For the records below, say how many lines contain the string "index". Give the number only.

[start of DATA PROVIDED]

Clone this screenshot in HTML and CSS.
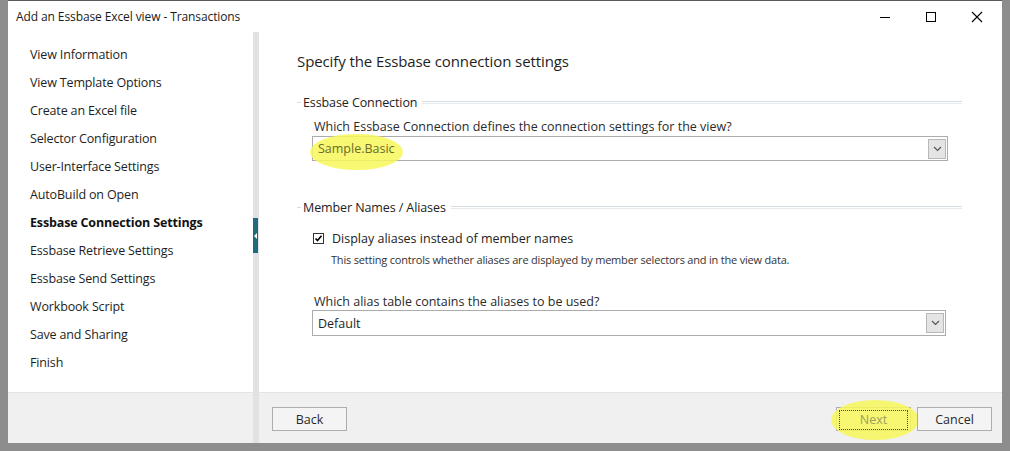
FILE: index.html
```html
<!DOCTYPE html>
<html lang="en">
<head>
<meta charset="UTF-8">
<title>Add an Essbase Excel view - Transactions</title>
<link rel="stylesheet" href="styles.css">
</head>
<body>

<div class="window">
  <div class="titlebar">
    <span class="title">Add an Essbase Excel view - Transactions</span>
    <div class="controls">
      <svg width="46" height="32" viewBox="0 0 46 32"><path d="M18 16.5h10" stroke="#000" stroke-width="1"/></svg>
      <svg width="46" height="32" viewBox="0 0 46 32"><rect x="18.5" y="11.5" width="9" height="9" fill="none" stroke="#000"/></svg>
      <svg width="46" height="32" viewBox="0 0 46 32"><path d="M18 11l10 10M28 11l-10 10" stroke="#000" stroke-width="1.1"/></svg>
    </div>
  </div>

  <div class="body">
    <ul class="nav">
      <li>View Information</li>
      <li>View Template Options</li>
      <li>Create an Excel file</li>
      <li>Selector Configuration</li>
      <li>User-Interface Settings</li>
      <li>AutoBuild on Open</li>
      <li class="current">Essbase Connection Settings</li>
      <li>Essbase Retrieve Settings</li>
      <li>Essbase Send Settings</li>
      <li>Workbook Script</li>
      <li>Save and Sharing</li>
      <li>Finish</li>
    </ul>

    <div class="splitter"><span class="grip"></span></div>

    <div class="page">
      <h1>Specify the Essbase connection settings</h1>

      <div class="group">
        <div class="group-head"><span class="tick"></span><span class="group-title">Essbase Connection</span><span class="rule"></span></div>
        <div class="field">
          <div class="label">Which Essbase Connection defines the connection settings for the view?</div>
          <div class="combo">
            <span class="glow glow-combo"></span>
            <span class="value marked">Sample.Basic</span>
            <span class="arrow"><svg width="9" height="6" viewBox="0 0 9 6"><path d="M1 1l3.5 3.5L8 1" fill="none" stroke="#555" stroke-width="1.2"/></svg></span>
          </div>
        </div>
      </div>

      <div class="group group-alias">
        <div class="group-head"><span class="tick"></span><span class="group-title">Member Names / Aliases</span><span class="rule"></span></div>
        <div class="field">
          <div class="check-row">
            <span class="checkbox"><svg width="9" height="9" viewBox="0 0 9 9"><path d="M1.5 4.5l2 2L7.5 1.8" fill="none" stroke="#000" stroke-width="1.6"/></svg></span>
            <span>Display aliases instead of member names</span>
          </div>
          <div class="hint">This setting controls whether aliases are displayed by member selectors and in the view data.</div>
          <div class="label label-alias">Which alias table contains the aliases to be used?</div>
          <div class="combo combo-alias">
            <span class="value">Default</span>
            <span class="arrow"><svg width="9" height="6" viewBox="0 0 9 6"><path d="M1 1l3.5 3.5L8 1" fill="none" stroke="#555" stroke-width="1.2"/></svg></span>
          </div>
        </div>
      </div>
    </div>
  </div>

  <div class="footer">
    <div class="footer-left"></div>
    <div class="splitter"></div>
    <div class="footer-right">
      <button class="btn">Back</button>
      <div class="right-buttons">
        <button class="btn btn-next"><span class="glow glow-next"></span><span class="focus">Next</span></button>
        <button class="btn">Cancel</button>
      </div>
    </div>
  </div>
</div>

</body>
</html>
```

FILE: styles.css
```css
body {
  margin: 0;
  padding: 0;
  background-color: #8d8d8d;
  font-family: "Open Sans", "Noto Sans", Arial, sans-serif;
  color: #1b1b1b;
}

.window {
  margin: 0 8px;
  width: 994px;
  height: 443px;
  background-color: #fff;
  display: flex;
  flex-direction: column;
  border-top: 1px solid #5a5a5a;
  box-sizing: border-box;
}

.titlebar {
  height: 31px;
  display: flex;
  align-items: center;
  justify-content: space-between;
}

.title {
  font-size: 12px;
  margin-left: 8px;
  margin-top: -1px;
  letter-spacing: -0.1px;
}

.controls {
  display: flex;
  height: 31px;
  margin-right: 2px;
}

.controls svg {
  display: block;
}

.body {
  flex: 1;
  display: flex;
}

.nav {
  list-style: none;
  margin: 0;
  padding: 9px 0 0 22px;
  width: 223px;
}

.nav li {
  height: 28px;
  line-height: 28px;
  font-size: 12.5px;
  letter-spacing: -0.15px;
  color: #1e1e1e;
}

.nav li.current {
  font-weight: bold;
  color: #111;
}

.splitter {
  width: 6px;
  background-color: #e2e2e2;
  position: relative;
}

.grip {
  position: absolute;
  left: 0;
  top: 186px;
  width: 5px;
  height: 35px;
  background-color: #1d6b7d;
}

.grip::after {
  content: "";
  position: absolute;
  left: 1px;
  top: 15px;
  border-top: 3px solid transparent;
  border-bottom: 3px solid transparent;
  border-right: 3px solid #fff;
}

.page {
  flex: 1;
  padding: 0 0 0 38px;
}

h1 {
  font-size: 15px;
  font-weight: normal;
  margin: 19px 0 0 0;
  letter-spacing: -0.1px;
  color: #1e1e1e;
}

.group {
  margin-top: 21px;
  width: 665px;
}

.group-alias {
  margin-top: 36px;
}

.group-head {
  display: flex;
  align-items: center;
  height: 20px;
}

.tick {
  width: 4px;
  border-top: 1px solid #d8dfe3;
  margin-right: 2px;
}

.group-title {
  font-size: 12.5px;
  color: #222;
  padding-right: 5px;
  letter-spacing: -0.1px;
}

.rule {
  flex: 1;
  height: 1px;
  border-top: 1px solid #d3dde2;
  border-bottom: 1px solid #e4eaee;
}

.field {
  padding-left: 17px;
}

.label {
  font-size: 12.5px;
  color: #2a2a2a;
  margin-top: 6px;
  height: 17px;
}

.label-alias {
  margin-top: 26px;
}

.combo {
  position: relative;
  height: 23px;
  width: 634px;
  margin-left: -2px;
  border: 1px solid #acacac;
  display: flex;
  align-items: center;
  justify-content: space-between;
  margin-top: 1px;
}

.combo-alias {
  width: 632px;
  height: 24px;
  margin-top: 0;
}

.value {
  position: relative;
  font-size: 12.5px;
  padding-left: 5px;
  color: #1e1e1e;
}

.value.marked {
  color: #6b6b2c;
}

.arrow {
  width: 16px;
  height: 18px;
  margin-right: 1px;
  background-color: #e4e4e4;
  border: 1px solid #b8b8b8;
  display: flex;
  align-items: center;
  justify-content: center;
}

.glow {
  position: absolute;
  background-color: rgba(247, 247, 90, 0.85);
  border-radius: 50%;
  pointer-events: none;
}

.glow-combo {
  left: -3px;
  top: -3px;
  width: 93px;
  height: 36px;
}

.check-row {
  display: flex;
  align-items: center;
  font-size: 12.5px;
  color: #222;
  margin-top: 13px;
  margin-left: -1px;
}

.checkbox {
  width: 9px;
  height: 9px;
  border: 1px solid #333;
  margin-right: 8px;
  display: flex;
}

.hint {
  font-size: 11px;
  color: #333;
  margin: 5px 0 0 17px;
  letter-spacing: -0.2px;
}

.footer {
  height: 50px;
  display: flex;
  background-color: #f0f0f0;
  border-top: 1px solid #e3e3e3;
}

.footer-left {
  width: 245px;
}

.footer-right {
  flex: 1;
  display: flex;
  justify-content: space-between;
  align-items: center;
  padding: 0 10px 0 13px;
}

.right-buttons {
  display: flex;
  gap: 6px;
}

.btn {
  position: relative;
  width: 75px;
  height: 24px;
  border: 1px solid #adadad;
  background-color: #f4f4f4;
  font-family: "Open Sans", "Noto Sans", Arial, sans-serif;
  font-size: 12.5px;
  color: #2a2a2a;
  padding: 0;
  margin-top: 2px;
}

.btn-next {
  color: #9e9e60;
}

.focus {
  position: relative;
  display: block;
  margin: 2px;
  height: 18px;
  line-height: 18px;
  border: 1px dotted #444;
}

.glow-next {
  left: -6px;
  top: -8px;
  width: 88px;
  height: 40px;
}
```
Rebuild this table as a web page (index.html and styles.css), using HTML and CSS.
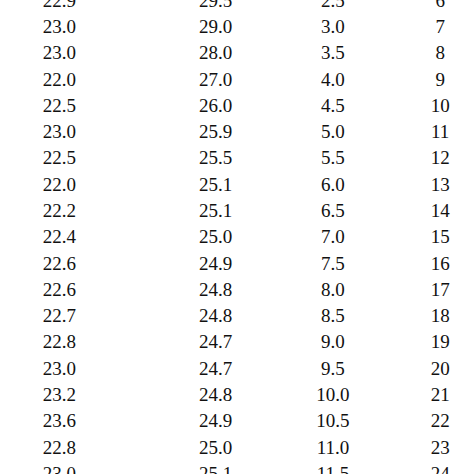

[end of DATA PROVIDED]

SOLUTION
2